Easter is all about hope, a hope that was kindled through what happened 2,000 years ago and which continues to give us hope day by day. This is the hope that Peter described as a ‘living hope’. It is living not just because Jesus lives but because by God’s grace we also live and look forward to all that God has in store for us in the future. Jesus rose from the dead: fact. Therefore we can have hope, that confident and certain kind of hope that we too will be raised from the dead and be transformed into the likeness of Christ upon His return.

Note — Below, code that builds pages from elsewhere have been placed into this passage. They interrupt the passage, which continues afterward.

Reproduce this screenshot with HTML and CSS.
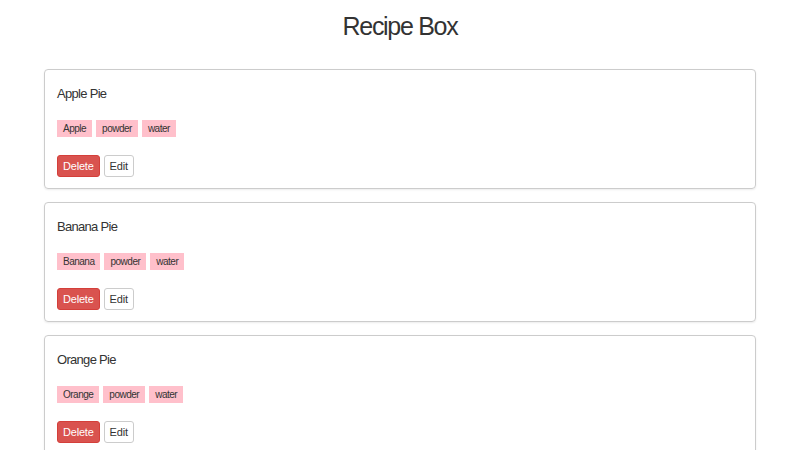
FILE: index.html
```html
<!DOCTYPE html>
<html lang="en">
<head>
    <meta charset="UTF-8">
    <meta name="viewport" content="width=device-width, initial-scale=1.0">
    <title>Recipe Box</title>
    <link rel="stylesheet" href="styles.css">
</head>
<body>
    <h1 class="title">Recipe Box</h1>

    <div class="recipes">
        <div class="recipe">
            <h4>Apple Pie</h4>
            <div class="ingredients">
                <span class="tag">Apple</span>
                <span class="tag">powder</span>
                <span class="tag">water</span>
            </div>
            <div class="actions">
                <button class="btn btn-danger">Delete</button>
                <button class="btn btn-default">Edit</button>
            </div>
        </div>

        <div class="recipe">
            <h4>Banana Pie</h4>
            <div class="ingredients">
                <span class="tag">Banana</span>
                <span class="tag">powder</span>
                <span class="tag">water</span>
            </div>
            <div class="actions">
                <button class="btn btn-danger">Delete</button>
                <button class="btn btn-default">Edit</button>
            </div>
        </div>

        <div class="recipe">
            <h4>Orange Pie</h4>
            <div class="ingredients">
                <span class="tag">Orange</span>
                <span class="tag">powder</span>
                <span class="tag">water</span>
            </div>
            <div class="actions">
                <button class="btn btn-danger">Delete</button>
                <button class="btn btn-default">Edit</button>
            </div>
        </div>
    </div>
</body>
</html>
```

FILE: styles.css
```css
body {
    font-family: "Liberation Sans", Arial, sans-serif;
    color: #333;
    margin: 0;
    background-color: #fff;
}
.title {
    text-align: center;
    font-size: 25px;
    font-weight: normal;
    letter-spacing: -1.3px;
    margin: 11px 0 28px;
    line-height: 30px;
}
.recipes {
    width: 712px;
    margin: 0 auto;
}
.recipe {
    border: 1px solid #ccc;
    border-radius: 4px;
    box-shadow: 0 1px 2px rgba(0,0,0,0.08);
    padding: 15px 12px 11px;
    margin-bottom: 13px;
}
.recipe h4 {
    font-size: 13px;
    font-weight: normal;
    letter-spacing: -0.7px;
    margin: 0 0 17px;
    line-height: 18px;
}
.ingredients {
    display: flex;
    gap: 4px;
    margin-bottom: 18px;
}
.tag {
    background-color: pink;
    font-size: 10px;
    letter-spacing: -0.5px;
    line-height: 17px;
    padding: 0 6px;
}
.actions {
    display: flex;
    gap: 4px;
}
.btn {
    font-family: inherit;
    font-size: 11px;
    letter-spacing: -0.2px;
    line-height: 14px;
    height: 22px;
    padding: 3px 5px;
    border: 1px solid #ccc;
    border-radius: 3px;
    cursor: pointer;
}
.btn-danger {
    background-color: #d9534f;
    border-color: #d43f3a;
    color: #fff;
}
.btn-default {
    background-color: #fff;
    color: #333;
}
```
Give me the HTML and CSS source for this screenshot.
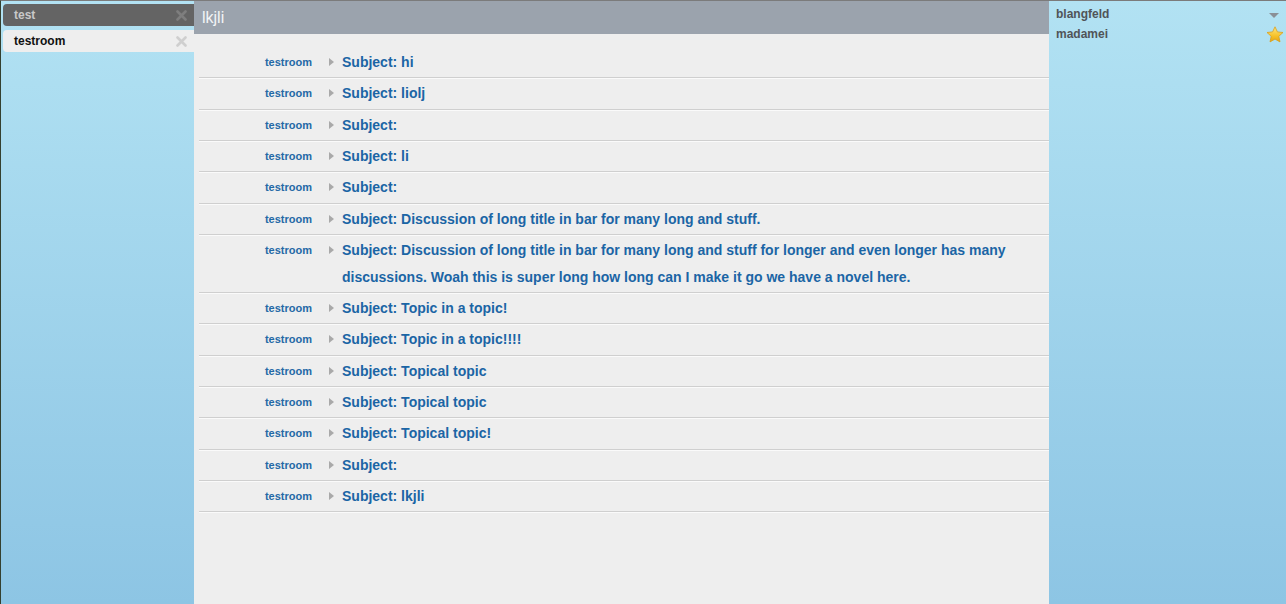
FILE: index.html
```html
<!DOCTYPE html>
<html>
<head>
<meta charset="utf-8">
<link rel="stylesheet" href="styles.css">
</head>
<body>
<div class="app">
  <aside class="rooms">
    <div class="tab tab-active">
      <span class="tab-name">test</span>
      <svg class="close" width="11" height="11" viewBox="0 0 11 11"><path d="M1.5 1.5 L9.5 9.5 M9.5 1.5 L1.5 9.5" stroke="currentColor" stroke-width="2.6" stroke-linecap="round"/></svg>
    </div>
    <div class="tab tab-light">
      <span class="tab-name">testroom</span>
      <svg class="close" width="11" height="11" viewBox="0 0 11 11"><path d="M1.5 1.5 L9.5 9.5 M9.5 1.5 L1.5 9.5" stroke="currentColor" stroke-width="2.6" stroke-linecap="round"/></svg>
    </div>
  </aside>
  <main class="main">
    <header class="title">lkjli</header>
    <ul class="topics">
      <li class="topic"><span class="room">testroom</span><span class="tri"></span><span class="subject">Subject: hi</span></li>
      <li class="topic"><span class="room">testroom</span><span class="tri"></span><span class="subject">Subject: liolj</span></li>
      <li class="topic"><span class="room">testroom</span><span class="tri"></span><span class="subject">Subject:</span></li>
      <li class="topic"><span class="room">testroom</span><span class="tri"></span><span class="subject">Subject: li</span></li>
      <li class="topic"><span class="room">testroom</span><span class="tri"></span><span class="subject">Subject:</span></li>
      <li class="topic"><span class="room">testroom</span><span class="tri"></span><span class="subject">Subject: Discussion of long title in bar for many long and stuff.</span></li>
      <li class="topic"><span class="room">testroom</span><span class="tri"></span><span class="subject">Subject: Discussion of long title in bar for many long and stuff for longer and even longer has many discussions. Woah this is super long how long can I make it go we have a novel here.</span></li>
      <li class="topic"><span class="room">testroom</span><span class="tri"></span><span class="subject">Subject: Topic in a topic!</span></li>
      <li class="topic"><span class="room">testroom</span><span class="tri"></span><span class="subject">Subject: Topic in a topic!!!!</span></li>
      <li class="topic"><span class="room">testroom</span><span class="tri"></span><span class="subject">Subject: Topical topic</span></li>
      <li class="topic"><span class="room">testroom</span><span class="tri"></span><span class="subject">Subject: Topical topic</span></li>
      <li class="topic"><span class="room">testroom</span><span class="tri"></span><span class="subject">Subject: Topical topic!</span></li>
      <li class="topic"><span class="room">testroom</span><span class="tri"></span><span class="subject">Subject:</span></li>
      <li class="topic"><span class="room">testroom</span><span class="tri"></span><span class="subject">Subject: lkjli</span></li>
    </ul>
  </main>
  <aside class="users">
    <div class="user">
      <span class="user-name">blangfeld</span>
      <svg class="drop" width="10" height="5" viewBox="0 0 10 5"><path d="M0 0 H10 L5 5 Z" fill="#8a8f96"/></svg>
    </div>
    <div class="user">
      <span class="user-name">madamei</span>
      <svg class="star" width="18" height="17" viewBox="0 0 18 17">
        <defs>
          <linearGradient id="sg" x1="0" y1="0" x2="0" y2="1">
            <stop offset="0" stop-color="#ffe680"/>
            <stop offset="0.6" stop-color="#f6c22a"/>
            <stop offset="1" stop-color="#e8a50f"/>
          </linearGradient>
        </defs>
        <path d="M9 0.8 L11.4 5.9 L17 6.5 L12.8 10.3 L14 15.9 L9 13.1 L4 15.9 L5.2 10.3 L1 6.5 L6.6 5.9 Z" fill="url(#sg)" stroke="#d9a020" stroke-width="0.8" stroke-linejoin="round"/>
      </svg>
    </div>
  </aside>
</div>
</body>
</html>
```
FILE: styles.css
```css
* { box-sizing: border-box; }
html, body {
  margin: 0;
  padding: 0;
  height: 100%;
  overflow: hidden;
}
body {
  font-family: "Liberation Sans", Arial, Helvetica, sans-serif;
}
.app {
  display: flex;
  height: 604px;
  border-top: 1px solid #7b7b7b;
  border-left: 1px solid #34402f;
}
.rooms {
  width: 193px;
  flex: none;
  background: linear-gradient(#b2e2f3, #8dc5e4);
  padding-top: 3px;
  padding-left: 2px;
  display: flex;
  flex-direction: column;
  gap: 4px;
}
.tab {
  height: 22px;
  display: flex;
  align-items: center;
  justify-content: space-between;
  padding: 0 7px 0 11px;
  border-radius: 4px 0 0 4px;
  font-size: 12px;
  font-weight: bold;
}
.tab-active {
  background: #646464;
  color: #c9c9c9;
}
.tab-active .close { color: #7e7e7e; }
.tab-light {
  background: #eeeeee;
  color: #111;
}
.tab-light .close { color: #cfcfcf; }
.main {
  width: 855px;
  flex: none;
  background: #eeeeee;
}
.title {
  height: 33px;
  background: #9ba3ad;
  color: #f2f4f6;
  font-size: 16px;
  line-height: 33px;
  padding-left: 8px;
}
.topics {
  list-style: none;
  margin: 13px 0 0 5px;
  padding: 0;
}
.topic {
  display: flex;
  align-items: flex-start;
  padding: 2px 0 1.67px;
  line-height: 26.67px;
  border-bottom: 1px solid #cfcfcf;
  box-shadow: 0 1px 0 #fafafa;
}
.room {
  width: 113px;
  flex: none;
  text-align: right;
  font-size: 11px;
  font-weight: bold;
  color: #2469a6;
}
.tri {
  flex: none;
  width: 0;
  height: 0;
  margin: 9px 8px 0 17px;
  border-top: 4.5px solid transparent;
  border-bottom: 4.5px solid transparent;
  border-left: 5px solid #a9a9a9;
}
.subject {
  font-size: 14px;
  font-weight: bold;
  color: #1b65a5;
  padding-right: 30px;
}
.users {
  flex: 1;
  background: linear-gradient(#b2e2f3, #8dc5e4);
  padding: 3px 3px 0 7px;
}
.user {
  height: 20px;
  display: flex;
  align-items: center;
  justify-content: space-between;
  font-size: 12px;
  font-weight: bold;
  color: #505458;
}
.drop { margin-right: 4px; margin-top: 3px; }
.star { margin-right: -1px; }
```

“Our hope is anchored in the past: Jesus rose! Our hope remains in the present: Jesus lives! Our hope is completed in the future: Jesus is coming.” Edward Clowney, Bible Speaks today: 1 Peter
Do you know this assurance of hope? Are you allowing this hope to transform the way that you approach each day as we await the return of our Lord and Saviour, Jesus Christ? I encourage you to consider these questions afresh this Easter.
Let me wish you a very Happy Easter!